Investing in advanced NICs, especially for high-performance solutions, must be complemented by appropriate switch capabilities and robust network design. The integrated nature of the NIC, storage protocol, and network fabric demands a holistic approach. By carefully evaluating these factors, IT professionals can select the right Storage NICs to build efficient, reliable, and future-ready Ethernet storage, fully harnessing the power of their data.

 

Frequently Asked Questions

Why is selecting the right NIC so crucial for my Ethernet storage network's performance?

The NIC is the direct interface between your servers and the storage fabric. The right NIC minimizes latency, maximizes throughput, and reduces CPU load on your servers by offloading specific tasks. An inappropriate NIC can bottleneck your entire storage system, regardless of how fast your network or storage arrays are.

What are the main differences in how Standard NICs, TOE NICs, and RDMA NICs (rNICs) handle storage traffic?

Standard NICs: Rely on the server's CPU for most network (TCP/IP) and storage protocol processing (like iSCSI), which can impact server performance.
TOE (TCP Offload Engine) NICs: Offload TCP/IP processing from the server's CPU to the NIC hardware, improving efficiency and performance for TCP-based storage like iSCSI and NVMe/TCP.
RDMA NICs (rNICs for RoCE/iWARP): Enable direct memory access between servers, bypassing the host CPU and OS network stack for data transfers. This results in ultra-low latency and minimal CPU overhead, ideal for high-performance NVMe-oF.

What are the primary benefits of using RDMA-capable NICs (rNICs like RoCE or iWARP) for storage?

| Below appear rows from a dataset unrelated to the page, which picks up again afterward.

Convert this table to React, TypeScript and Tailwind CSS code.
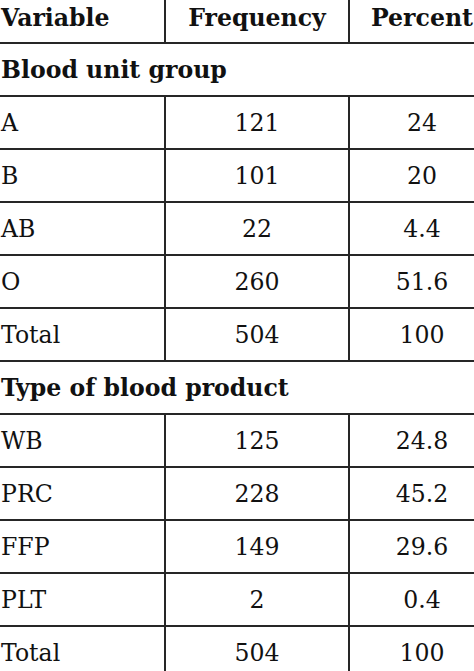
import React from "react";

type Row =
  | { kind: "section"; label: string }
  | { kind: "data"; v: string; f: string; p: string };

const rows: Row[] = [
  { kind: "section", label: "Blood unit group" },
  { kind: "data", v: "A", f: "121", p: "24" },
  { kind: "data", v: "B", f: "101", p: "20" },
  { kind: "data", v: "AB", f: "22", p: "4.4" },
  { kind: "data", v: "O", f: "260", p: "51.6" },
  { kind: "data", v: "Total", f: "504", p: "100" },
  { kind: "section", label: "Type of blood product" },
  { kind: "data", v: "WB", f: "125", p: "24.8" },
  { kind: "data", v: "PRC", f: "228", p: "45.2" },
  { kind: "data", v: "FFP", f: "149", p: "29.6" },
  { kind: "data", v: "PLT", f: "2", p: "0.4" },
  { kind: "data", v: "Total", f: "504", p: "100" },
];

export default function App() {
  return (
    <div
      className="w-[474px] h-[671px] overflow-hidden bg-white text-[#111111]"
      style={{ fontFamily: '"DejaVu Serif", serif' }}
    >
      <div className="w-[494px] -mt-[9px] text-[23.6px] leading-none">
        <div className="flex h-[53px] border-b-2 border-[#262626] font-bold">
          <div className="w-[166px] border-r-2 border-[#262626] flex items-center pl-[1px] pt-[5px]">
            Variable
          </div>
          <div className="w-[184px] border-r-2 border-[#262626] flex items-center justify-center pt-[5px]">
            Frequency
          </div>
          <div className="flex-1 flex items-center justify-center pt-[5px]">Percent</div>
        </div>
        {rows.map((r, i) =>
          r.kind === "section" ? (
            <div
              key={i}
              className="flex h-[53px] border-b-2 border-[#262626] font-bold items-center pl-[1px] pt-[2px]"
            >
              {r.label}
            </div>
          ) : (
            <div key={i} className="flex h-[53px] border-b-2 border-[#262626]">
              <div className="w-[166px] border-r-2 border-[#262626] flex items-center pl-[1px] pt-[3px]">
                {r.v}
              </div>
              <div className="w-[184px] border-r-2 border-[#262626] flex items-center justify-center pt-[3px]">
                {r.f}
              </div>
              <div className="flex-1 flex items-center justify-center pt-[3px]">{r.p}</div>
            </div>
          )
        )}
      </div>
    </div>
  );
}
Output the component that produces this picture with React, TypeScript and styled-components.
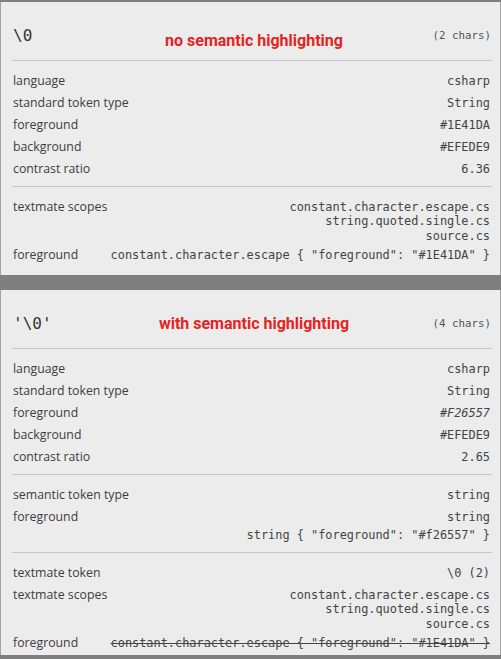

RDMA NICs deliver significantly lower latency, much higher throughput, and drastically reduced CPU utilization on host servers for storage traffic. This is because they allow data to move directly between server memory and storage memory without involving the CPU in the data path, making them critical for high-performance NVMe-oF and iSER (iSCSI Extensions for RDMA).

How do SmartNICs/DPUs differ from traditional NICs (including RDMA NICs) for storage networking?

SmartNICs/DPUs (Data Processing Units) are a significant evolution. Beyond the offloads of TOE or RDMA NICs, they integrate programmable multi-core CPUs and hardware accelerators directly onto the NIC. This allows them to offload entire infrastructure stacks—including complex storage services (like NVMe-oF target/initiator, virtualization, encryption), advanced networking, and security functions—from the host CPU, effectively creating a separate compute domain for infrastructure tasks.

What are the top 3-4 key factors to consider when selecting any NIC for my storage solution (e.g., for iSCSI, NVMe/TCP, or NVMe-oF)?

Storage Protocol Support: Ensure the NIC supports the specific protocol (iSCSI, NVMe/TCP, NVMe/RoCE, NVMe/iWARP) and any required offloads (TOE, RDMA).
Network Speed: Match the NIC's speed (10GbE, 25GbE, 100GbE, etc.) to your network switches, storage array capabilities, and performance requirements.
CPU Offload Capability: Decide if standard processing is acceptable, or if TOE, RDMA, or DPU-level offload is needed to free up host CPU resources and meet performance targets.
OS Compatibility & Driver Support: Verify robust, mature driver support for your server operating systems and hypervisors.

Do I always need an advanced NIC (like RDMA or DPU) for Ethernet storage, or are standard/TOE NICs sometimes sufficient?

Not always. Standard NICs might be adequate for very low-cost, low-performance needs. TOE NICs offer a good balance for many iSCSI and NVMe/TCP deployments by improving server efficiency. RDMA NICs are typically justified for high-performance, low-latency workloads like demanding databases or NVMe-oF. DPUs are suited for advanced use cases involving significant infrastructure offload, disaggregation, or high security needs. The choice depends on your specific performance, budget, and workload requirements.

How important is it to match my NIC choice with my network switches and selected storage protocols?

It's critically important. The NIC, storage protocol, and network switches form an interdependent ecosystem. For example, using NVMe/RoCE requires RoCE-capable rNICs and switches configured for lossless Ethernet (DCB). Mismatched components or configurations will lead to suboptimal performance or connectivity failures.